Je signale spécialement à votre attention l’œuvre de la société coopérative des fromagers et le succès des expériences que le département de l’agriculture a fait effectuer pour encourager la culture du trèfle et celle des arbres fruitiers.

Mon gouvernement est bien décidé à continuer l’abolition des péages sur les ponts et les chemins publics.

Les écoles techniques de Québec et de Montréal ont ouvert leurs portes l’automne dernier et tout fait prévoir qu’elles rendront de bons services à l’industrie canadienne.

Deux nouvelles écoles normales seront inaugurées en septembre prochain: l’une à Joliette et l’autre à Saint-Hyacinthe.

Mon gouvernement vous demandera d’augmenter de nouveau les crédits de l’instruction publique, particulièrement ceux destinés à l’encouragement de l’enseignement primaire et au relèvement du traitement des institutrices.

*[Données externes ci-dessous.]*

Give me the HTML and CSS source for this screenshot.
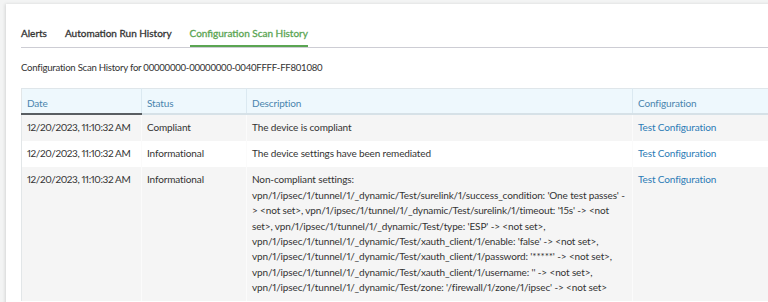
FILE: index.html
```html
<!DOCTYPE html>
<html>
<head>
<meta charset="utf-8">
<link rel="stylesheet" href="styles.css">
</head>
<body>
<div class="page">
  <div class="card">
    <ul class="tabs">
      <li class="tab">Alerts</li>
      <li class="tab">Automation Run History</li>
      <li class="tab active">Configuration Scan History</li>
    </ul>
    <p class="summary">Configuration Scan History for 00000000-00000000-0040FFFF-FF801080</p>
    <table class="grid">
      <colgroup>
        <col class="c-date"><col class="c-status"><col class="c-desc"><col class="c-conf">
      </colgroup>
      <thead>
        <tr>
          <th class="sorted">Date</th>
          <th>Status</th>
          <th>Description</th>
          <th>Configuration</th>
        </tr>
      </thead>
      <tbody>
        <tr class="odd">
          <td class="date">12/20/2023, 11:10:32 AM</td>
          <td>Compliant</td>
          <td>The device is compliant</td>
          <td><a class="link">Test Configuration</a></td>
        </tr>
        <tr>
          <td class="date">12/20/2023, 11:10:32 AM</td>
          <td>Informational</td>
          <td>The device settings have been remediated</td>
          <td><a class="link">Test Configuration</a></td>
        </tr>
        <tr class="odd">
          <td class="date">12/20/2023, 11:10:32 AM</td>
          <td>Informational</td>
          <td class="desc">Non-compliant settings:<br>vpn/1/ipsec/1/tunnel/1/_dynamic/Test/surelink/1/success_condition: 'One test passes' -<br>&gt; &lt;not set&gt;, vpn/1/ipsec/1/tunnel/1/_dynamic/Test/surelink/1/timeout: '15s' -&gt; &lt;not<br>set&gt;, vpn/1/ipsec/1/tunnel/1/_dynamic/Test/type: 'ESP' -&gt; &lt;not set&gt;,<br>vpn/1/ipsec/1/tunnel/1/_dynamic/Test/xauth_client/1/enable: 'false' -&gt; &lt;not set&gt;,<br>vpn/1/ipsec/1/tunnel/1/_dynamic/Test/xauth_client/1/password: '*****' -&gt; &lt;not set&gt;,<br>vpn/1/ipsec/1/tunnel/1/_dynamic/Test/xauth_client/1/username: '' -&gt; &lt;not set&gt;,<br>vpn/1/ipsec/1/tunnel/1/_dynamic/Test/zone: '/firewall/1/zone/1/ipsec' -&gt; &lt;not set&gt;</td>
          <td><a class="link">Test Configuration</a></td>
        </tr>
      </tbody>
    </table>
  </div>
</div>
</body>
</html>
```
FILE: styles.css
```css
html {
  overflow: hidden;
}
body {
  margin: 0;
  background: #f3f4f4;
  font-family: "Lato", "Liberation Sans", sans-serif;
  color: #333;
}
.page {
  width: 800px;
  padding: 4px 0 0 6px;
}
.card {
  background: #fff;
  box-shadow: -1px 0 3px rgba(0, 0, 0, 0.12);
  padding: 18px 0 40px 15px;
}
.tabs {
  list-style: none;
  margin: 0;
  padding: 0;
  display: flex;
  gap: 18px;
  border-bottom: 1px solid #cdcdd4;
}
.tab {
  font-size: 10px;
  font-weight: 400;
  -webkit-text-stroke: 0.3px currentColor;
  line-height: 16px;
  padding: 3px 0 4px;
  border-bottom: 2px solid transparent;
  color: #333;
}
.tab.active {
  color: #5aa552;
  border-bottom-color: #5aa552;
}
.summary {
  margin: 12px 0 12px;
  font-size: 9.6px;
  letter-spacing: -0.25px;
  line-height: 16px;
}
.grid {
  border-collapse: collapse;
  table-layout: fixed;
  width: 780px;
  font-size: 10px;
  letter-spacing: -0.13px;
  font-variant-numeric: proportional-nums;
  border-left: 1px solid #e2e6e8;
}
.c-date { width: 120px; }
.c-status { width: 105px; }
.c-desc { width: 386px; }
.c-conf { width: 169px; }
.grid thead tr {
  background: #eef8fd;
  border-top: 1px solid #dfe6ea;
}
.grid th {
  text-align: left;
  font-weight: 400;
  color: #4a85ad;
  line-height: 16px;
  padding: 6px 5px 2px;
  border-bottom: 2px solid #d6e1e7;
  border-left: 1px solid #dbe9f1;
}
.grid th:first-child {
  border-left: 0;
}
.grid th.sorted {
  border-bottom-color: #595e62;
}
.grid td {
  line-height: 15.4px;
  padding: 5.3px 5px;
  vertical-align: top;
  border-left: 1px solid #fbfbfb;
  white-space: nowrap;
}
.grid td:first-child {
  border-left: 0;
}
.grid td.date {
  letter-spacing: -0.4px;
}
.grid tr.odd {
  background: #f5f5f5;
}
.link {
  color: #2b7bb5;
  text-decoration: none;
}
```
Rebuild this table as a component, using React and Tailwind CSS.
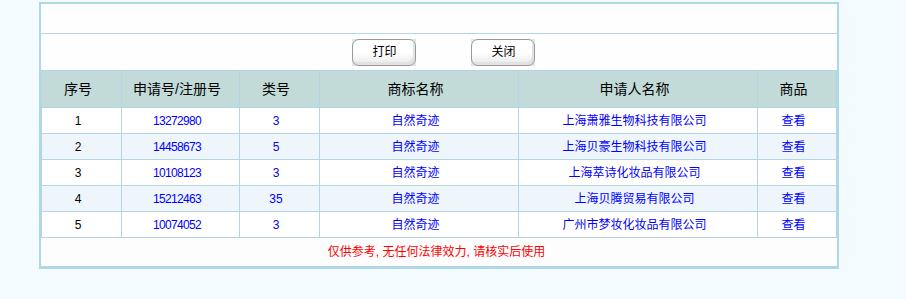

Un amendement vous sera proposé en vue de permettre aux commissions scolaires de fournir des livres de classe à tous les enfants qui fréquentent les écoles sous leur contrôle.

L’accroissement de la population a rendu nécessaire le remaniement de notre carte électorale. Un projet créant de nouvelles circonscriptions vous sera soumis.

Notre service sanitaire sera réorganisé dès l’été prochain. A cette fin, la province sera divisée en plusieurs districts d’inspection et un hygiéniste sera chargé du service dans chaque district.

C’est aussi l’intention du gouvernement de contribuer au maintien d’hôpitaux pour le traitement des tuberculeux.

Des arrangements ont été conclus avec la cité de Montréal au sujet de l’établissement d’une cour juvénile et ce tribunal commencera bientôt à remplir les fonctions qui lui sont assignées.

Vous aurez à étudier un projet de loi rendant plus expéditives et moins dispendieuses certaines poursuites civiles.

Vous serez aussi appelés à légiférer sur plusieurs autres matières d’intérêt général, notamment sur le régime électoral, la procédure civile et la durée du travail dans les filatures.